The authors consider that 'poverty is not only an individual matter , but also of the community, manifested in the degradation and demoralization of human resources, and representing at the same time the main source of crime and violence'.
Also, survey data show that 'public discourse envisages an option that, translated into practice, will prove catastrophic: namely that prosperity can be achieved through an increase in social polarization and a contempt for large social segments on the poverty threshold : pensioners, children, the sick and even 'public sector staff' who are thus excluded from the economy.
Having a job does not guarantee keeping family above poverty line in Romania
Romania has the lowest minimum monthly wage in European Union, at 159 euros, reveals the latest study of the Life Quality Research Institute of the Romanian Academy (ICCV).'After 1990, poverty in Romania has expanded and deepened among the wage earners.
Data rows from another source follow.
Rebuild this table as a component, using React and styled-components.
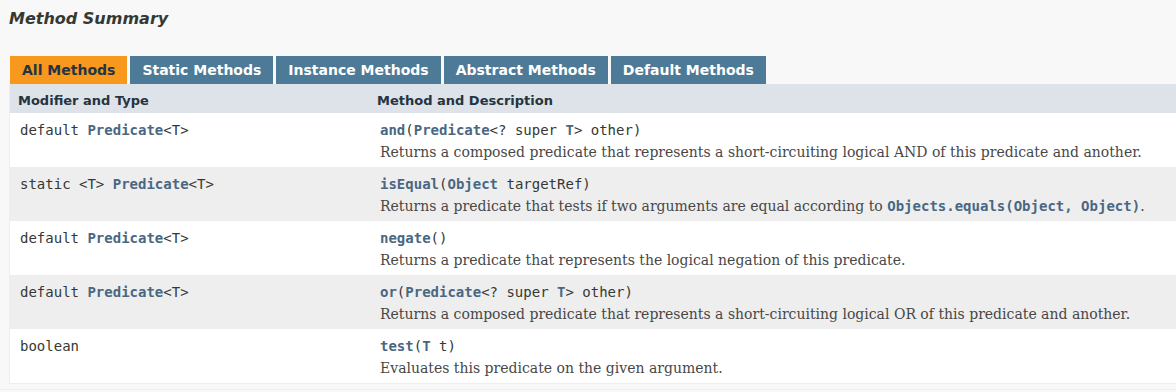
import React from "react";
import styled, {createGlobalStyle} from "styled-components";

const GlobalStyle = createGlobalStyle`
  html, body {
    margin: 0;
    padding: 0;
    background: #f8f8f8;
    overflow: hidden;
  }
  body {
    font-family: "DejaVu Sans", Arial, sans-serif;
    font-size: 14px;
    color: #353833;
  }
`

const Section = styled.div`
  padding: 9px 0 5px 9px;
  border-bottom: 1px solid #eeeeee;
  width: 1190px;
`
const Title = styled.h3`
  margin: 0 0 27px 0;
  font-size: 16px;
  line-height: 20px;
  font-style: italic;
  font-weight: bold;
  color: #353833;
`
const TabBar = styled.div`
  display: flex;
  gap: 3px;
  padding-left: 1px;
`
const Tab = styled.div`
  height: 28px;
  line-height: 28px;
  padding: 0 12px;
  font-size: 14px;
  font-weight: bold;
  white-space: nowrap;
  background: ${props => props.$active ? '#f8981d' : '#4d7a97'};
  color: ${props => props.$active ? '#253441' : '#ffffff'};
`
const Table = styled.div`
  border-left: 1px solid #eeeeee;
  border-bottom: 1px solid #eeeeee;
  background: #ffffff;
`
const HeaderRow = styled.div`
  display: grid;
  grid-template-columns: 360px 1fr;
  background: #dee3e9;
`
const HeadCell = styled.div`
  padding: 8px 3px 3px ${props => props.$last ? '7px' : '8px'};
  line-height: 18px;
  font-size: 13px;
  font-weight: bold;
  color: #253441;
  white-space: nowrap;
`
const Row = styled.div`
  display: grid;
  grid-template-columns: 360px 1fr;
  background: ${props => props.$alt ? '#eeeeee' : '#ffffff'};
`
const Cell = styled.div`
  padding: 8px 3px 3px 10px;
  line-height: 19px;
`
const Code = styled.code`
  font-family: "DejaVu Sans Mono", "Liberation Mono", monospace;
  font-size: 14px;
  color: #353833;
  white-space: nowrap;
`
const Link = styled.b`
  color: #4a6782;
  font-weight: bold;
`
const Description = styled.div`
  margin: 3px 10px 2px 0;
  font-family: "DejaVu Serif", Georgia, serif;
  font-size: 14px;
  color: #474747;
  white-space: nowrap;
`

const tabs = ['All Methods', 'Static Methods', 'Instance Methods', 'Abstract Methods', 'Default Methods'];

const methods = [
    {
        type: <>default <Link>Predicate</Link>&lt;T&gt;</>,
        sig: <><Link>and</Link>(<Link>Predicate</Link>&lt;? super <Link>T</Link>&gt; other)</>,
        desc: 'Returns a composed predicate that represents a short-circuiting logical AND of this predicate and another.'
    },
    {
        type: <>static &lt;T&gt; <Link>Predicate</Link>&lt;T&gt;</>,
        sig: <><Link>isEqual</Link>(<Link>Object</Link> targetRef)</>,
        desc: <>Returns a predicate that tests if two arguments are equal according to <Code><Link>Objects.equals(Object, Object)</Link></Code>.</>
    },
    {
        type: <>default <Link>Predicate</Link>&lt;T&gt;</>,
        sig: <><Link>negate</Link>()</>,
        desc: 'Returns a predicate that represents the logical negation of this predicate.'
    },
    {
        type: <>default <Link>Predicate</Link>&lt;T&gt;</>,
        sig: <><Link>or</Link>(<Link>Predicate</Link>&lt;? super <Link>T</Link>&gt; other)</>,
        desc: 'Returns a composed predicate that represents a short-circuiting logical OR of this predicate and another.'
    },
    {
        type: <>boolean</>,
        sig: <><Link>test</Link>(<Link>T</Link> t)</>,
        desc: 'Evaluates this predicate on the given argument.'
    },
];

export default function App() {
    return <>
        <GlobalStyle/>
        <Section>
            <Title>Method Summary</Title>
            <TabBar>
                {tabs.map((t, i) => <Tab key={t} $active={i === 0}>{t}</Tab>)}
            </TabBar>
            <Table>
                <HeaderRow>
                    <HeadCell>Modifier and Type</HeadCell>
                    <HeadCell $last>Method and Description</HeadCell>
                </HeaderRow>
                {methods.map((m, i) =>
                    <Row key={i} $alt={i % 2 === 1}>
                        <Cell><Code>{m.type}</Code></Cell>
                        <Cell>
                            <Code>{m.sig}</Code>
                            <Description>{m.desc}</Description>
                        </Cell>
                    </Row>
                )}
            </Table>
        </Section>
    </>
}
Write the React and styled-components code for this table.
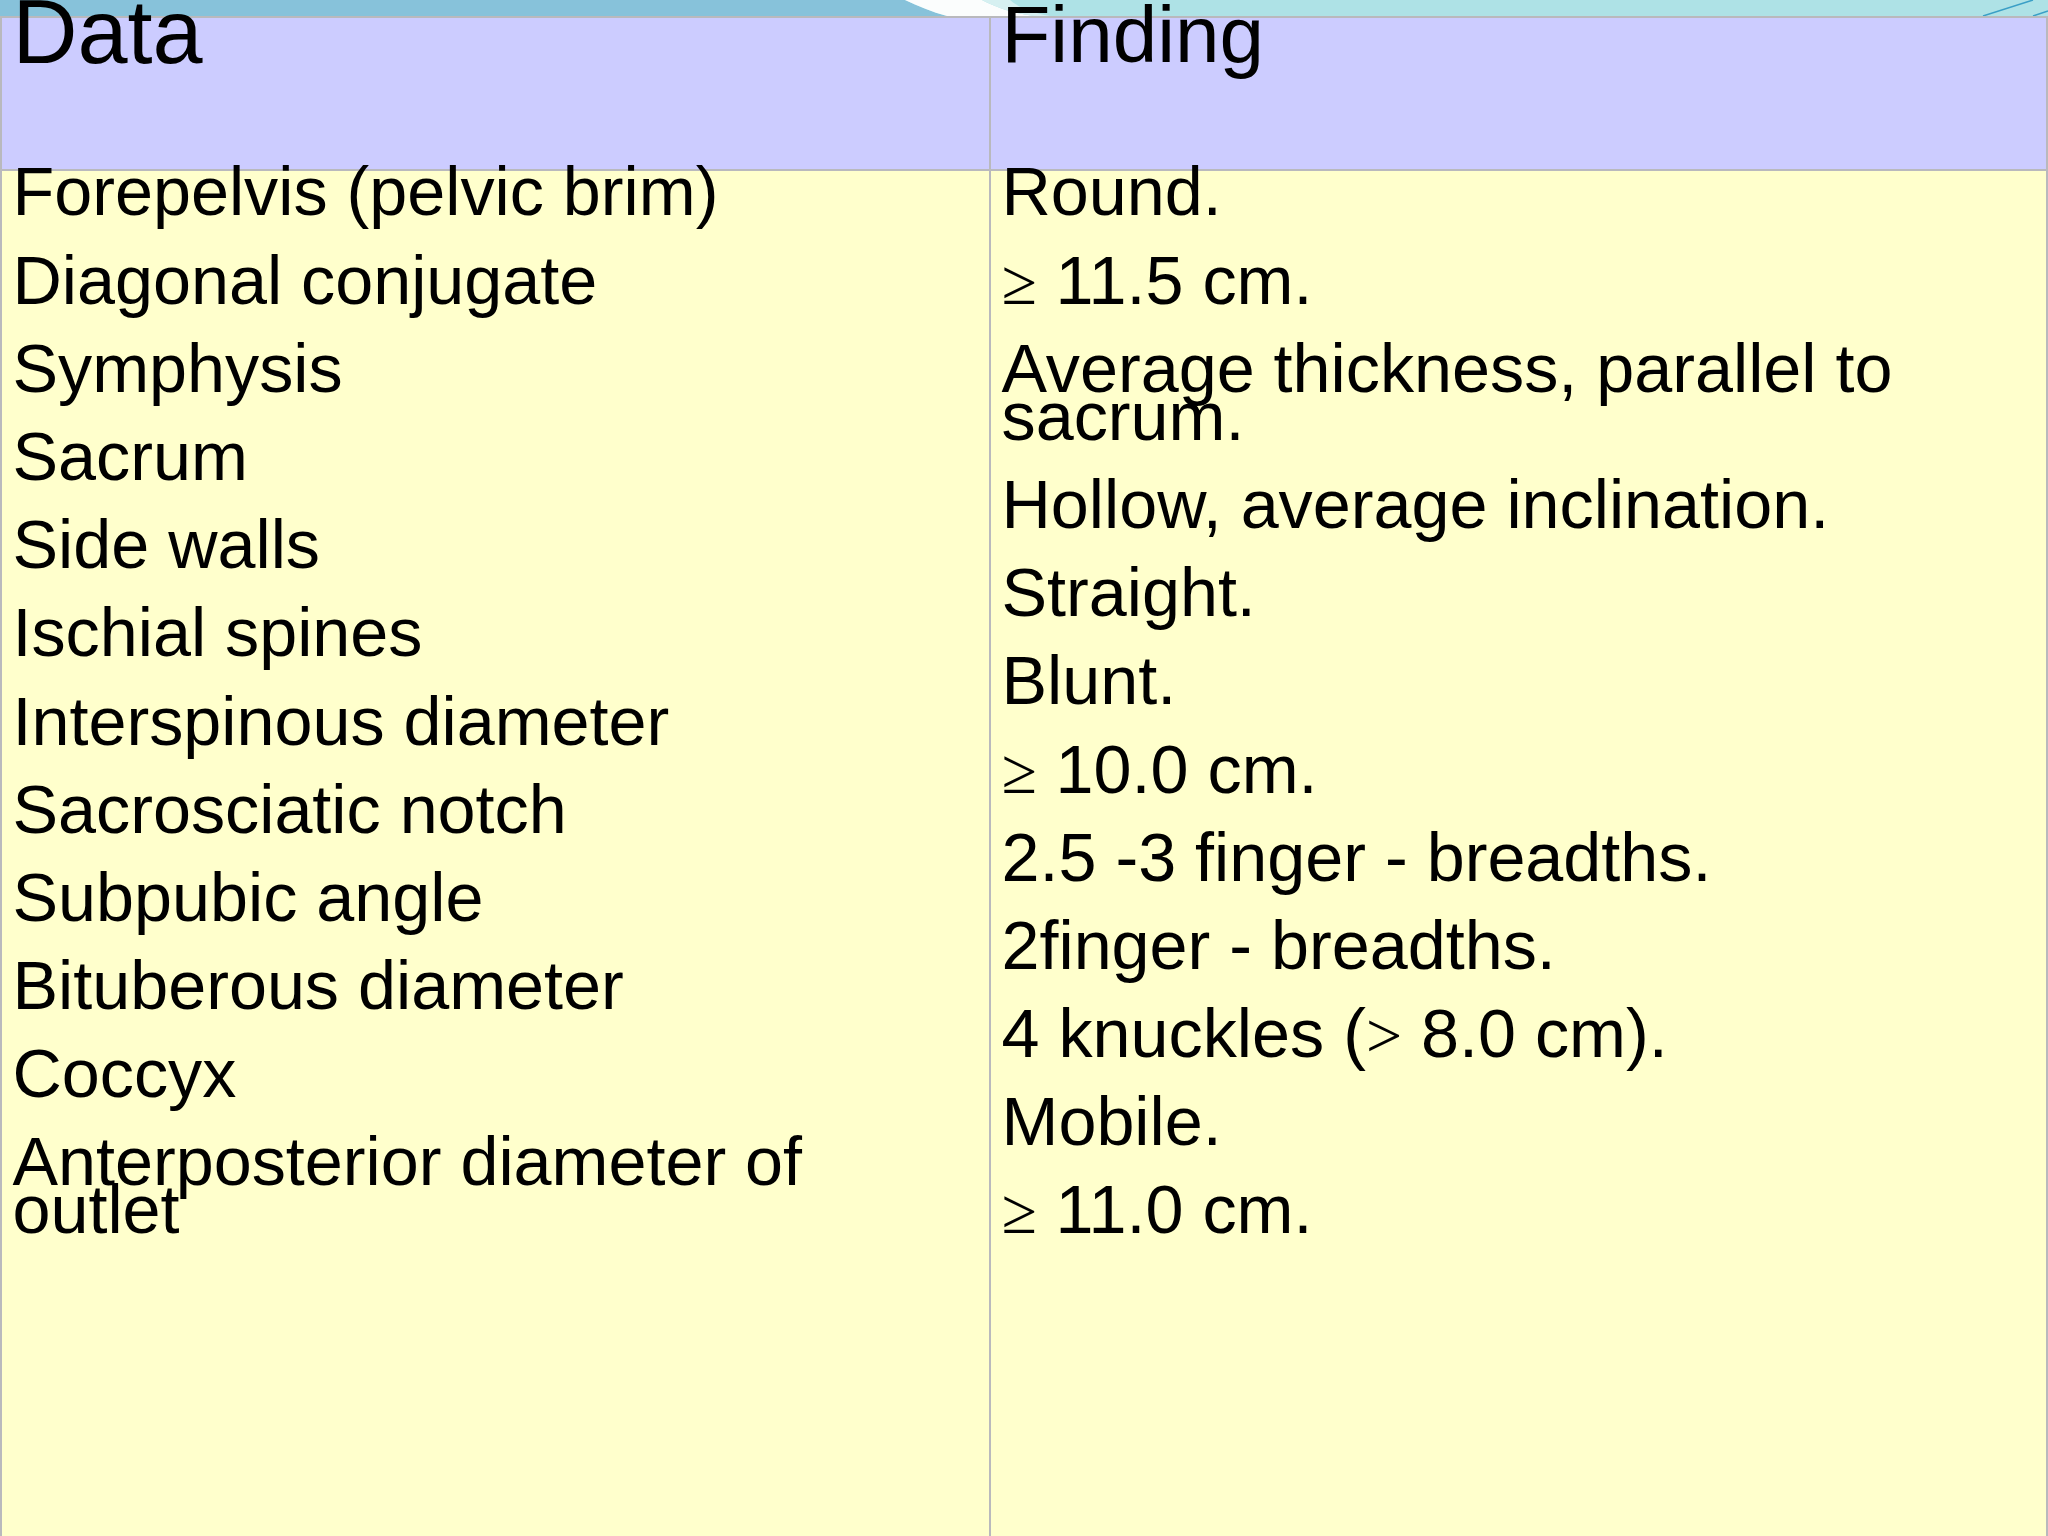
import React from 'react';
import styled, { createGlobalStyle } from 'styled-components';

const GlobalStyle = createGlobalStyle`
  html, body {
    margin: 0;
    padding: 0;
    background: #ffffcc;
  }

  body {
    font-family: 'Liberation Sans', Arial, sans-serif;
    color: #000;
  }
`;

const rows = [
  { data: 'Forepelvis (pelvic brim)', finding: 'Round.' },
  { data: 'Diagonal conjugate', finding: [['sym', '≥'], ' 11.5 cm.'] },
  { data: 'Symphysis', finding: 'Average thickness, parallel to sacrum.' },
  { data: 'Sacrum', finding: 'Hollow, average inclination.' },
  { data: 'Side walls', finding: 'Straight.' },
  { data: 'Ischial spines', finding: 'Blunt.' },
  { data: 'Interspinous diameter', finding: [['sym', '≥'], ' 10.0 cm.'] },
  { data: 'Sacrosciatic notch', finding: '2.5 -3 finger - breadths.' },
  { data: 'Subpubic angle', finding: '2finger - breadths.' },
  { data: 'Bituberous diameter', finding: ['4 knuckles (', ['sym', '>'], ' 8.0 cm).'] },
  { data: 'Coccyx', finding: 'Mobile.' },
  { data: 'Anterposterior diameter of outlet', finding: [['sym', '≥'], ' 11.0 cm.'] },
];

const Slide = styled.div`
  display: flex;
  flex-direction: column;
  width: 2048px;
  height: 1536px;
  overflow: hidden;
`;

const Strip = styled.svg`
  display: block;
  width: 100%;
  height: 16px;
  flex: none;
`;

const Table = styled.div`
  flex: 1;
  display: grid;
  grid-template-columns: 987px 1fr;
  grid-template-rows: 151px 1fr;
  gap: 2px;
  padding: 2px 2px 0 2px;
  background: #b9b9bd;
`;

const Cell = styled.div`
  background: ${(p) => (p.$head ? '#ccccff' : '#ffffcc')};
  padding: 0 20px 0 10.5px;
  min-width: 0;
`;

// header baseline sits at y≈63 whatever the size, so the top offset follows the size
const HeadText = styled.p`
  margin: ${(p) => (p.$size === 90 ? '-10.5px' : '-7px')} 0 0 0;
  font-size: ${(p) => p.$size}px;
  line-height: 48px;
`;

const Para = styled.p`
  margin: 40.2px 0 0 0;
  font-size: 68.3px;
  line-height: 48px;

  &:first-child {
    margin-top: -3.6px;
  }
`;

const Sym = styled.span`
  font-family: 'Liberation Serif', 'Times New Roman', serif;
  font-size: 64px;
  line-height: 0;
`;

const renderText = (value) => {
  if (typeof value === 'string') return value;
  return value.map((part, i) =>
    Array.isArray(part) ? <Sym key={i}>{part[1]}</Sym> : <React.Fragment key={i}>{part}</React.Fragment>
  );
};

const TopStrip = () => (
  <Strip viewBox="0 0 2048 16" preserveAspectRatio="none">
    <rect x="0" y="0" width="2048" height="16" fill="#aee2e6" />
    <path d="M0 0 H905 C918 6 932 12 947 16 H0 Z" fill="#87c2da" />
    <path d="M905 0 H982 C995 7 1012 13 1034 16 H947 C932 12 918 6 905 0 Z" fill="#fbfdfd" />
    <path d="M982 0 H1010 C1018 7 1030 12 1050 16 H1034 C1012 13 995 7 982 0 Z" fill="#d6f0f1" />
    <path d="M1983 16 L2033 0" stroke="#3a9fc6" strokeWidth="1.5" fill="none" />
    <path d="M2033 16 L2048 11" stroke="#3a9fc6" strokeWidth="1.5" fill="none" />
  </Strip>
);

export default function App() {
  return (
    <Slide>
      <GlobalStyle />
      <TopStrip />
      <Table>
        <Cell $head>
          <HeadText $size={90}>Data</HeadText>
        </Cell>
        <Cell $head>
          <HeadText $size={80}>Finding</HeadText>
        </Cell>
        <Cell>
          {rows.map((row, i) => (
            <Para key={i}>{row.data}</Para>
          ))}
        </Cell>
        <Cell>
          {rows.map((row, i) => (
            <Para key={i}>{renderText(row.finding)}</Para>
          ))}
        </Cell>
      </Table>
    </Slide>
  );
}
Having a job does not consolidate the economic status of the employed and is no guarantee that the family is kept above the poverty threshold, a state of affairs that is persistent even in 2011,' the study says.
The study mentions that even a net average wage of RON 1,411 a month, as it was the case in February 2011, will still keep a family of two adults and two children in poverty if there is only one wage earner considered against ICCV standards, which are more austere than Western European standards of a decent minimum consumption basket.
Four-person families where there is one wage earner and two children drawing child benefits have never managed to meet their subsistence consumption needs, less so decent consumption, says the ICCV study.
The study says that Romania lagging behind Bulgaria in terms of the minimum industrial wage - 159 euros against 233 euros - is a determining factor of a more unequal wage income distribution.
In the UK, an employee living in poverty earns a minimum wage of 967 euros, in Austria living in poverty means earning a minimum wage of 937 euros, while the minimum wage in Poland is 326 euros and 604 euros in Portugal.
The poverty threshold in the EU is set at less than 60 percent of the average national wage. According to this definition, more than 16 percent of the EU's salaried population, or 79 million employees, are in such a situation, according to early 2010 statistics.